15.2.05

Rasgar o coração

O Senhor Deus diz: “Mas agora voltem para mim com todo o coração, jejuando, chorando e se lamentando. Em sinal de arrependimento, não rasguem as roupas, mas sim o coração”

Joel 2. 12 – 13

Quando li esta manhã este versículo muita coisa veio à minha mente e ao meu coração. Desde que Deus começou a me instigar a buscar uma vida de intimidade com Ele, em que meu único compromisso seja com Ele, seja obedecê-lo, mesmo que tudo o mais seja custoso, tenho sido alertado para a realidade de fatos antes não percebidos. E a realidade de meu pecado tem saltado cada vez mais viva aos meus olhos.

Não há como fugir do fato: somos pecadores. E isso não é nada impessoal: eu e você temos cometido terríveis faltas diante de Deus. E somos instigados e incomodados com isso, à medida que nos aprofundamos no relacionamento com Ele.

Do mesmo modo que a alma inteira tem sede do Deus vivo, Deus nos diz que a alma inteira precisa se render, confessando a rudeza dos seus pecados. Não se trata de ritos ou palavras vazias. Não se trata de repetir recomendações ou pagar penitências pelo perdão dos pecados. Jesus já morreu por cada um deles. Os que já cometemos, os que ainda cometeremos, os que nem imaginamos que cometemos. Ele, como disse o anjo a José, veio para salvar o povo dos pecados deles (Mt. 1. 21).

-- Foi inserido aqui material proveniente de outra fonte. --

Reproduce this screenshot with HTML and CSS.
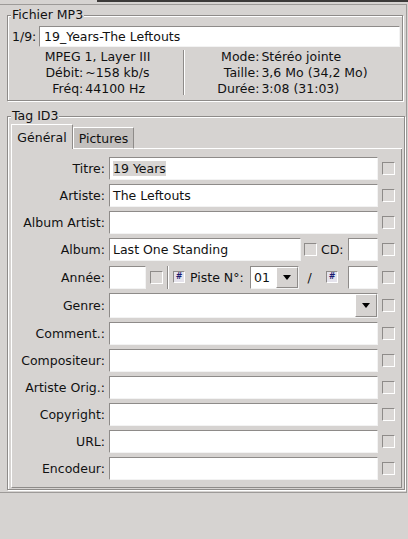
FILE: index.html
```html
<!DOCTYPE html>
<html lang="fr">
<head>
<meta charset="utf-8">
<title>Tag MP3</title>
<link rel="stylesheet" href="styles.css">
</head>
<body>
<div class="topline"></div>
<div class="panel">
  <fieldset class="group group-file">
    <legend class="group-title title-file">Fichier MP3</legend>
    <div class="file-row">
      <span class="file-count">1/9:</span>
      <div class="field file-name">19_Years-The Leftouts</div>
    </div>
    <div class="info">
      <div class="info-block info-left">
        <div class="info-grid">
          <div class="info-span">MPEG 1, Layer III</div>
          <div class="info-label">Débit:</div><div>~158 kb/s</div>
          <div class="info-label">Fréq:</div><div>44100 Hz</div>
        </div>
      </div>
      <div class="vsep"></div>
      <div class="info-block info-right">
        <div class="info-grid info-grid-right">
          <div class="info-label">Mode:</div><div>Stéréo jointe</div>
          <div class="info-label">Taille:</div><div>3,6 Mo (34,2 Mo)</div>
          <div class="info-label">Durée:</div><div>3:08 (31:03)</div>
        </div>
      </div>
    </div>
  </fieldset>

  <fieldset class="group group-tag">
    <legend class="group-title">Tag ID3</legend>
    <div class="tabs">
      <div class="tab tab-active">Général</div>
      <div class="tab">Pictures</div>
      <div class="tab-fill"></div>
    </div>
    <div class="pane">
      <div class="lbl">Titre:</div>
      <div class="field"><span class="sel">19 Years</span></div>
      <div class="cb"></div>

      <div class="lbl">Artiste:</div>
      <div class="field">The Leftouts</div>
      <div class="cb"></div>

      <div class="lbl">Album Artist:</div>
      <div class="field"></div>
      <div class="cb"></div>

      <div class="lbl">Album:</div>
      <div class="field-row">
        <div class="field w-album">Last One Standing</div>
        <div class="cb cb-album"></div>
        <span class="cd-label">CD:</span>
        <div class="field field-fill field-cd"></div>
      </div>
      <div class="cb"></div>

      <div class="lbl">Année:</div>
      <div class="field-row">
        <div class="field w-year"></div>
        <div class="cb cb-year"></div>
        <div class="vsep vsep-row"></div>
        <div class="hash hash-first">#</div>
        <span class="piste-label">Piste N°:</span>
        <div class="combo combo-track">
          <div class="combo-text">01</div>
          <div class="combo-btn"><svg width="8" height="5" viewBox="0 0 8 5"><polygon points="0,0 8,0 4,5" fill="#000"/></svg></div>
        </div>
        <span class="slash">/</span>
        <div class="hash hash-second">#</div>
        <div class="field field-fill field-total"></div>
      </div>
      <div class="cb"></div>

      <div class="lbl">Genre:</div>
      <div class="combo combo-genre">
        <div class="combo-text"></div>
        <div class="combo-btn"><svg width="8" height="5" viewBox="0 0 8 5"><polygon points="0,0 8,0 4,5" fill="#000"/></svg></div>
      </div>
      <div class="cb"></div>

      <div class="lbl">Comment.:</div>
      <div class="field"></div>
      <div class="cb"></div>

      <div class="lbl">Compositeur:</div>
      <div class="field"></div>
      <div class="cb"></div>

      <div class="lbl">Artiste Orig.:</div>
      <div class="field"></div>
      <div class="cb"></div>

      <div class="lbl">Copyright:</div>
      <div class="field"></div>
      <div class="cb"></div>

      <div class="lbl">URL:</div>
      <div class="field"></div>
      <div class="cb"></div>

      <div class="lbl">Encodeur:</div>
      <div class="field"></div>
      <div class="cb"></div>
    </div>
  </fieldset>
</div>
</body>
</html>
```

FILE: styles.css
```css
html, body {
  margin: 0;
  padding: 0;
}
body {
  background: #d6d3d1;
  font-family: "DejaVu Sans", "Liberation Sans", sans-serif;
  font-size: 12.5px;
  color: #111;
  width: 408px;
  height: 539px;
  overflow: hidden;
}

.topline {
  height: 2px;
  margin-left: 97px;
  background: #3c3a39;
}

.panel {
  margin-top: 2px;
  width: 406px;
  border-top: 1px solid #9d9a98;
  border-right: 1px solid #9d9a98;
  border-bottom: 1px solid #9d9a98;
  padding-bottom: 2px;
}

.group {
  border: 1px solid #8e8b89;
  box-shadow: inset 1px 1px 0 #fff, 1px 1px 0 #fff;
  min-inline-size: 0;
}
.group-file {
  margin: 3px 3px 0 7px;
  padding: 4px 2px 3px 4px;
}
.group-tag {
  margin: 8px 1px 0 7px;
  padding: 1px 2px 1px 3px;
}
.group-title {
  padding: 0 1px;
  line-height: 14px;
  background: #d6d3d1;
}
.title-file {
  margin-left: -1px;
}

/* Fichier MP3 */
.file-row {
  display: flex;
  align-items: center;
  height: 21px;
}
.file-count {
  width: 27px;
  white-space: nowrap;
}
.field {
  box-sizing: border-box;
  background: #fff;
  border: 1px solid;
  border-color: #8e8b89 #f3f3f3 #f3f3f3 #8e8b89;
  display: flex;
  align-items: center;
  padding-left: 3px;
  white-space: nowrap;
  overflow: hidden;
}
.file-name {
  flex: 1;
  height: 21px;
  padding-left: 4px;
}

.info {
  display: flex;
  margin-top: 2px;
  height: 48px;
  line-height: 16px;
}
.info-block {
  display: flex;
  justify-content: center;
}
.info-left {
  width: 171px;
}
.info-right {
  flex: 1;
}
.vsep {
  width: 0;
  border-left: 1px solid #8e8b89;
  border-right: 1px solid #fff;
  margin: 1px 0 2px;
}
.info-grid {
  display: grid;
  grid-template-columns: auto auto;
  column-gap: 2px;
  align-content: start;
  white-space: nowrap;
}
.info-grid-right {
  column-gap: 2px;
}
.info-label {
  text-align: right;
}
.info-span {
  grid-column: 1 / span 2;
  text-align: center;
}

/* Tabs */
.tabs {
  display: flex;
  align-items: flex-end;
  height: 25px;
}
.tab {
  box-sizing: border-box;
  width: 61px;
  height: 22px;
  background: #c3c0be;
  border-top: 1px solid #fff;
  border-left: 1px solid #fff;
  border-right: 1px solid #8e8b89;
  border-bottom: 1px solid #fff;
  display: flex;
  align-items: center;
  justify-content: center;
  border-top-left-radius: 1px;
  border-top-right-radius: 1px;
}
.tab-active {
  width: 62px;
  height: 25px;
  background: #d6d3d1;
  border-bottom: none;
}
.tab-fill {
  flex: 1;
  border-bottom: 1px solid #fff;
}

.pane {
  border-left: 1px solid #fff;
  border-right: 1px solid #8e8b89;
  border-bottom: 1px solid #8e8b89;
  padding: 8px 6px 7px 0;
  display: grid;
  grid-template-columns: 93px 269px 13px;
  grid-template-rows: repeat(4, 23px) 24px 25px repeat(6, 23px);
  column-gap: 4px;
  row-gap: 4px;
}
.lbl {
  display: flex;
  align-items: center;
  justify-content: flex-end;
  white-space: nowrap;
}
.cb {
  box-sizing: border-box;
  width: 13px;
  height: 13px;
  border: 1px solid;
  border-color: #8e8b89 #fff #fff #8e8b89;
  background: #dbd8d6;
  align-self: center;
  flex: none;
}
.sel {
  background: #d8d5d3;
}

.field-row {
  display: flex;
  align-items: center;
}
.field-row .field {
  height: 23px;
}
.field-fill {
  flex: 1;
}
.w-album {
  width: 192px;
  flex: none;
}
.cb-album {
  margin-left: 3px;
}
.cd-label {
  margin-left: 4px;
  width: 23px;
  white-space: nowrap;
}
.field-cd {
  margin-left: 4px;
}

.w-year {
  width: 37px;
  flex: none;
}
.cb-year {
  margin-left: 4px;
}
.vsep-row {
  margin: 0 0 0 4px;
  height: 23px;
}
.hash {
  box-sizing: border-box;
  width: 12px;
  height: 12px;
  border: 1px solid;
  border-color: #8e8b89 #fff #fff #8e8b89;
  background: #e5e3ec;
  color: #1b1a70;
  font-size: 8px;
  font-weight: bold;
  line-height: 10px;
  text-align: center;
  flex: none;
}
.hash-first {
  margin-left: 4px;
}
.piste-label {
  margin-left: 5px;
  width: 57px;
  white-space: nowrap;
  flex: none;
}
.slash {
  margin-left: 8px;
  width: 5px;
  text-align: center;
  flex: none;
}
.hash-second {
  margin-left: 14px;
}
.field-total {
  margin-left: 10px;
}

.combo {
  box-sizing: border-box;
  display: flex;
  border: 1px solid;
  border-color: #8e8b89 #f3f3f3 #f3f3f3 #8e8b89;
  background: #fff;
}
.combo-track {
  margin-left: 3px;
  width: 49px;
  height: 23px;
  flex: none;
}
.combo-text {
  flex: 1;
  display: flex;
  align-items: center;
  padding-left: 3px;
}
.combo-btn {
  box-sizing: border-box;
  width: 22px;
  background: #d6d3d1;
  border: 1px solid;
  border-color: #fff #8e8b89 #8e8b89 #fff;
  display: flex;
  align-items: center;
  justify-content: center;
}
```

A questão é mais séria. Quando entramos no quarto da intimidade com Deus, quando penetramos na sala do trono da graça, nos deparamos com o Deus santo. É impossível o homem pecador ficar em pé. É impossível que sejamos os mesmos quando ouvimos o canto dos anjos, que dizem: Santo, Santo, Santo é o Senhor dos Exércitos! Estar na sala do trono, para o pecador, é desesperador. Porque o pecador se olha no espelho da sua alma e vê a sua indignidade. Se vê condenado.

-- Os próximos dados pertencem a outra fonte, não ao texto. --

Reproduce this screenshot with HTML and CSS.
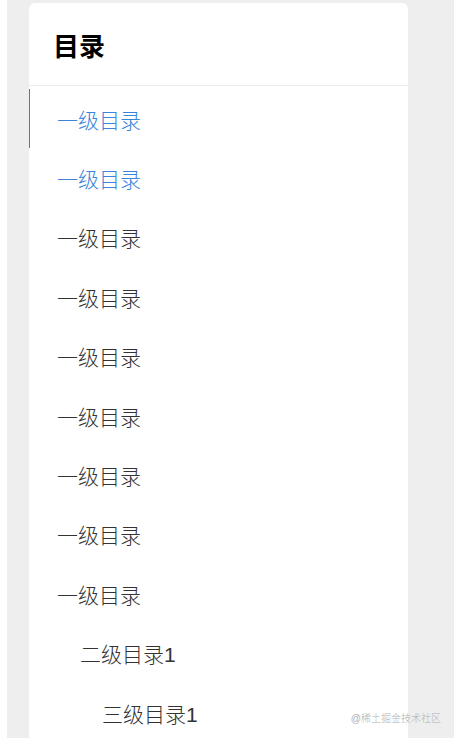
FILE: index.html
```html
<!DOCTYPE html>
<html lang="zh-CN">
<head>
    <meta charset="UTF-8">
    <meta name="viewport" content="width=device-width, initial-scale=1.0">
    <title>目录</title>
    <link rel="stylesheet" href="styles.css">
</head>
<body>
    <div class="page">
        <div class="toc">
            <div class="toc-header">
                <h2>目录</h2>
            </div>
            <ul class="toc-list">
                <li class="toc-item level-1 active">一级目录</li>
                <li class="toc-item level-1 highlight">一级目录</li>
                <li class="toc-item level-1">一级目录</li>
                <li class="toc-item level-1">一级目录</li>
                <li class="toc-item level-1">一级目录</li>
                <li class="toc-item level-1">一级目录</li>
                <li class="toc-item level-1">一级目录</li>
                <li class="toc-item level-1">一级目录</li>
                <li class="toc-item level-1">一级目录</li>
                <li class="toc-item level-2">二级目录1</li>
                <li class="toc-item level-3">三级目录1</li>
            </ul>
        </div>
    </div>
    <div class="watermark">@稀土掘金技术社区</div>
</body>
</html>
```

FILE: styles.css
```css
body {
    font-family: "Liberation Sans", "Noto Sans CJK SC", sans-serif;
    margin: 0;
    padding: 0;
    background: #fff;
    height: 738px;
    overflow: hidden;
}

.page {
    margin-left: 7px;
    padding: 3px 46px 0 22px;
    background: #eeeeee;
    height: 100%;
    box-sizing: border-box;
}

.toc {
    background: #fff;
    border-radius: 6px 6px 0 0;
    height: 100%;
}

.toc-header {
    height: 82px;
    padding-left: 24px;
    display: flex;
    align-items: center;
    border-bottom: 1px solid #ebebeb;
}

h2 {
    margin: 0;
    font-size: 26px;
    font-weight: bold;
    color: #000;
}

.toc-list {
    list-style: none;
    margin: 0;
    padding: 3px 0 0;
}

.toc-item {
    height: 59.4px;
    display: flex;
    align-items: center;
    font-size: 21px;
    font-weight: 300;
    color: #333;
    border-left: 1px solid transparent;
}

.level-1 {
    padding-left: 27px;
}

.level-2 {
    padding-left: 50px;
}

.level-3 {
    padding-left: 72px;
}

.toc-item.active,
.toc-item.highlight {
    color: #3a84dc;
}

.toc-item.active {
    border-left-color: #2f7fe0;
}

.watermark {
    position: absolute;
    right: 13px;
    bottom: 13px;
    font-size: 10px;
    font-weight: 300;
    color: #b0b0b0;
}
```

Por isso, quando a nossa vida é um culto real a Deus, a confissão dos pecadores que somos não pode ser um rito. Não adianta lançar terra à cabeça e rasgar as vestes. A realidade do Deus santo e do nosso pecado é tão impactante que só nos resta rasgar a alma e o coração. O arrependimento é tão arrebatador que nos partimos, esmigalhados, diante do Deus da vida. E só quando fazemos isso podemos ser restaurados em nosso ser, porque somente assim o nosso Deus pode pegar os nossos cacos e nos refazer. É assim que diz o salmista: “Ó Deus, o meu sacrifício é um espírito humilde; tu não rejeitarás um coração humilde e arrependido” (Sl. 51. 17).

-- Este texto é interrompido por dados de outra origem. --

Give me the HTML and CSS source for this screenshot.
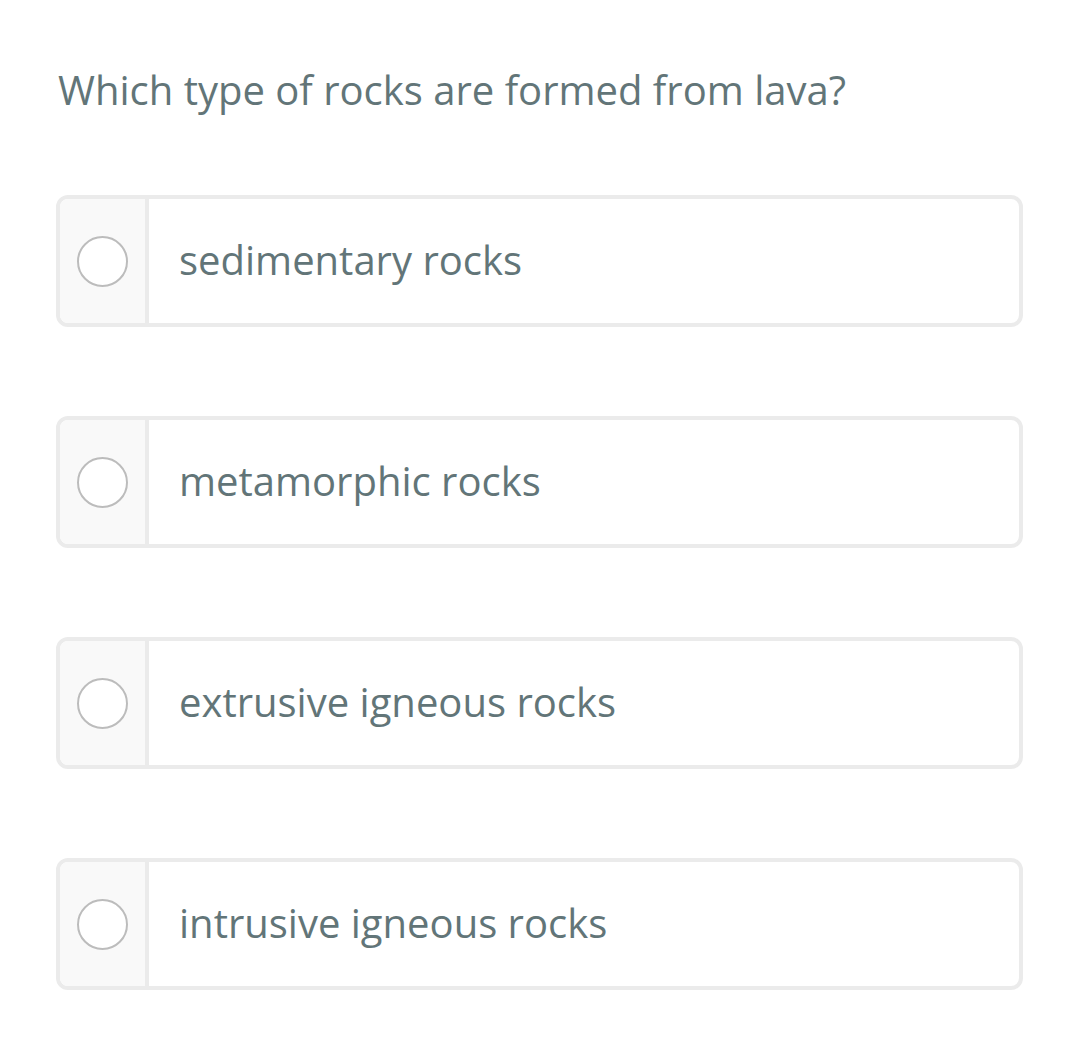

Nesse sentido, lembrei que Kierkergaard disse, com propriedade, que a nossa única chance de ser alguém é diante do Deus vivo. Porque diante do Deus vivo e santo, nós, pecadores, rasgamos a nossa alma e o nosso coração, e podemos ser feitos alguém pela graça do Senhor. Somente diante de Deus eu posso ser um “eu”: “O eu não é destas coisas a que o mundo dê muita importância. Com efeito, é aquela que menos curiosidade desperta e que é mais arriscado mostrar que se tem. O maior dos perigos, a perda desse eu, pode passar tão desapercebido dos homens como se nada tivesse acontecido” (Sören Kierkergaard, O desespero humano). E aí ele diz que somente serei eu quando me lançar ao infinito na direção de Deus. Por isso, “carecer de Deus é carecer de eu (...). É necessário um Deus para orar (...), porque Deus é o absoluto possível, ou, em outras palavras, a possibilidade pura é Deus. E somente aquele que um tal abalo fez nascer para a vida espiritual, compreendendo que tudo é possível, apenas esse tomou contato com Deus” (O desespero humano).

Somente podemos ser alguém, termos um “eu”, quando estamos em posição de sofrer o abalo espiritual de nos depararmos com o Deus vivo e santo. Abalo que gera as coisas para a vida espiritual. Abalo que nos faz conscientes de nossa miséria, que nos faz rasgar o coração em arrependimento e permite que o próprio Deus nos faça sermos alguém, restaure e instaure o nosso ser, pleno de vida espiritual.

Por isso, o desafio do Senhor para mim nessa manhã foi ecoar as palavras do livro de Joel: “Mas agora voltem para mim com todo o coração, jejuando, chorando e se lamentando. Em sinal de arrependimento, não rasguem as roupas, mas sim o coração”.